Merchant Fees for Mobile Payments To Be Ditched in India
What you subsidize, you get more of. That’s an old political saw from a long way back, and its corollary also applies: what you penalize, you get less of. This makes news about a move to waive merchant discount rate (MDR) charges in India particularly useful for pointing these truisms out, as some—like Paytm founder Vijay Shekhar Sharma—project that this will encourage mobile payments use in India.
Under the terms of the move, the MDR charges for transactions above 2,000 rupees—about $31.26 US as of this writing—will be waived, and the government will reimburse said amount for two years, starting January 1, 2018.
This isn’t the first time the MDR has come under fire; the Reserve Bank of India had previously been seen supporting a measure that would charge MDR based on overall turnover, but retailers protested in droves, suggesting such a move would mean higher costs and keeping them out of mobile payments.

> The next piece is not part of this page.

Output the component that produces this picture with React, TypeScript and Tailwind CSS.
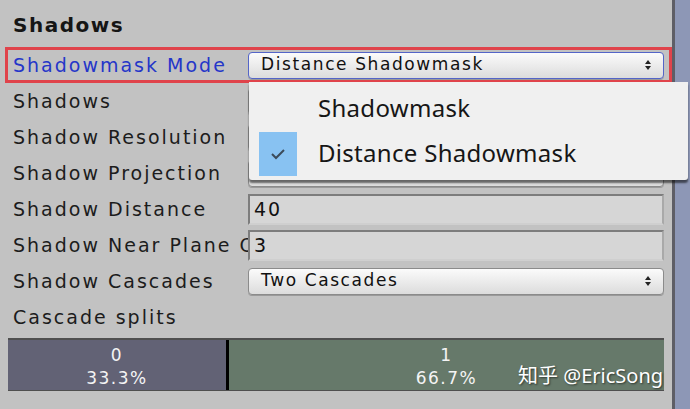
import React from 'react'

const label = "font-['DejaVu_Sans',sans-serif] text-[19px] tracking-[2px] text-[#1c1c1c] whitespace-nowrap overflow-hidden"

function Arrows() {
    return (
        <svg width="8" height="12" viewBox="0 0 8 12" className="shrink-0">
            <path d="M4 1 L7 5 L1 5 Z" fill="#222" />
            <path d="M4 11 L7 7 L1 7 Z" fill="#222" />
        </svg>
    )
}

function Dropdown({ value, focused }: { value: string; focused?: boolean }) {
    return (
        <div
            className={
                'flex h-[27px] w-[416px] items-center justify-between rounded-[4px] border bg-gradient-to-b from-[#fbfbfb] to-[#dcdcdc] pl-[12px] pr-[11px] shadow-[0_1px_0_#9a9a9a] ' +
                (focused ? 'border-[#5465c8] shadow-[0_0_0_1px_#8f9be0]' : 'border-[#8b8b8b]')
            }
        >
            <span className="font-['DejaVu_Sans',sans-serif] text-[17px] tracking-[1.6px] text-[#111]">{value}</span>
            <Arrows />
        </div>
    )
}

function Field({ value }: { value: string }) {
    return (
        <div className="flex h-[31px] w-[416px] items-center border-2 border-[#7d7d7d] border-b-[#cfcfcf] border-r-[#a9a9a9] bg-[#d6d6d6] pl-[4px]">
            <span className="font-['DejaVu_Sans',sans-serif] text-[19px] tracking-[1.8px] text-[#111]">{value}</span>
        </div>
    )
}

function Row({ name, children, blue }: { name: string; children?: React.ReactNode; blue?: boolean }) {
    return (
        <div className="flex h-[36px] items-center">
            <div className={label + ' w-[248px] shrink-0 pl-[13px] ' + (blue ? 'text-[#2536c9]' : '')}>{name}</div>
            {children}
        </div>
    )
}

export default function App() {
    return (
        <div className="flex h-[409px] w-[690px] overflow-hidden bg-[#c2c2c2]">
            <div className="relative flex w-[672px] flex-col">
                <div className="flex h-[47px] items-center pl-[13px] pt-[2px] font-['DejaVu_Sans',sans-serif] text-[20px] font-bold tracking-[1.5px] text-[#151515]">
                    Shadows
                </div>
                <div className="relative">
                    <div className="absolute left-[5px] right-0 top-0 h-[36px] border-[3px] border-[#e0434b]" />
                    <Row name="Shadowmask Mode" blue>
                        <Dropdown value="Distance Shadowmask" focused />
                    </Row>
                </div>
                <Row name="Shadows">
                    <Dropdown value="Hard and Soft Shadows" />
                </Row>
                <Row name="Shadow Resolution">
                    <Dropdown value="High Resolution" />
                </Row>
                <Row name="Shadow Projection">
                    <Dropdown value="Stable Fit" />
                </Row>
                <Row name="Shadow Distance">
                    <Field value="40" />
                </Row>
                <Row name="Shadow Near Plane Offset">
                    <Field value="3" />
                </Row>
                <Row name="Shadow Cascades">
                    <Dropdown value="Two Cascades" />
                </Row>
                <Row name="Cascade splits" />
                <div className="relative ml-[8px] mt-[3px] flex h-[53px] w-[656px] flex-col bg-[#4f4f4f] py-[2px]">
                    <div className="h-[2px] bg-[#f2f2f2]" />
                    <div className="flex flex-1 font-['DejaVu_Sans',sans-serif] text-[17px] leading-[23px] tracking-[1.5px] text-[#f4f4f4]">
                        <div className="flex w-[218px] flex-col items-center justify-center bg-[#626275] pt-[4px]">
                            <span>0</span>
                            <span>33.3%</span>
                        </div>
                        <div className="w-[3px] bg-black" />
                        <div className="flex flex-1 flex-col items-center justify-center bg-[#66796a] pt-[4px]">
                            <span>1</span>
                            <span>66.7%</span>
                        </div>
                    </div>
                    <div className="h-[2px] bg-[#f2f2f2]" />
                    <div className="absolute bottom-[3px] left-[510px] whitespace-nowrap font-['Noto_Sans','Noto_Sans_CJK_SC',sans-serif] text-[20px] leading-[24px] text-white [text-shadow:1px_1px_2px_rgba(0,0,0,0.55)]">
                        知乎 @EricSong
                    </div>
                </div>
                <div className="absolute left-[249px] top-[82px] z-10 flex h-[98px] w-[439px] flex-col justify-center gap-[2px] rounded-b-[3px] bg-[#f0f0f0] pl-[10px] shadow-[0_3px_2px_rgba(0,0,0,0.55)] font-['Noto_Sans',sans-serif] text-[24px] tracking-[0.3px] text-[#161616]">
                    <div className="flex h-[44px] items-center">
                        <div className="w-[59px]" />
                        <span>Shadowmask</span>
                    </div>
                    <div className="flex h-[44px] items-center">
                        <div className="mr-[21px] flex h-[44px] w-[38px] items-center justify-center bg-[#88c2f2]">
                            <svg width="16" height="12" viewBox="0 0 16 12">
                                <path d="M2 6 L6 10 L14 2" stroke="#3b4a5a" strokeWidth="2" fill="none" />
                            </svg>
                        </div>
                        <span className="-mt-[3px]">Distance Shadowmask</span>
                    </div>
                </div>
            </div>
            <div className="w-[3px] bg-[#5e5e66]" />
            <div className="flex-1 bg-[#8d97b6]" />
        </div>
    )
}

This move is expected by some, like Sharma, to fuel interest in mobile payments platforms among smaller merchants. Said merchants were interested already, but had a tough time justifying the expense connected with such platforms. With the expense essentially removed, Sharma noted, that should be enough to start pulling in the small merchant looking to get in on mobile payments. Consumers were already interested enough, Sharma noted, but retailers’ lack of acceptance was holding the market back.
However, Sharma offered up something of a contradictory viewpoint on that front; he noted that quick response (QR) code use was on the rise, and he figured that between 70 and 75 percent of merchants already accepted Paytm at their locations.
If 70 to 75 percent of merchants are already accepting a mobile payments platform like Paytm, then what’s left? It might seem downright desperate, revamping an entire merchant fee structure just to get stragglers on board. Given that India previously shut down large portions of its entire currency, however, the move to digital may be more of a priority than some might expect. In which case, getting that last 25 to 30 percent on board will be vital going forward.
India’s master plan in all this is unclear, but so far, it means great things for mobile payments in the days ahead.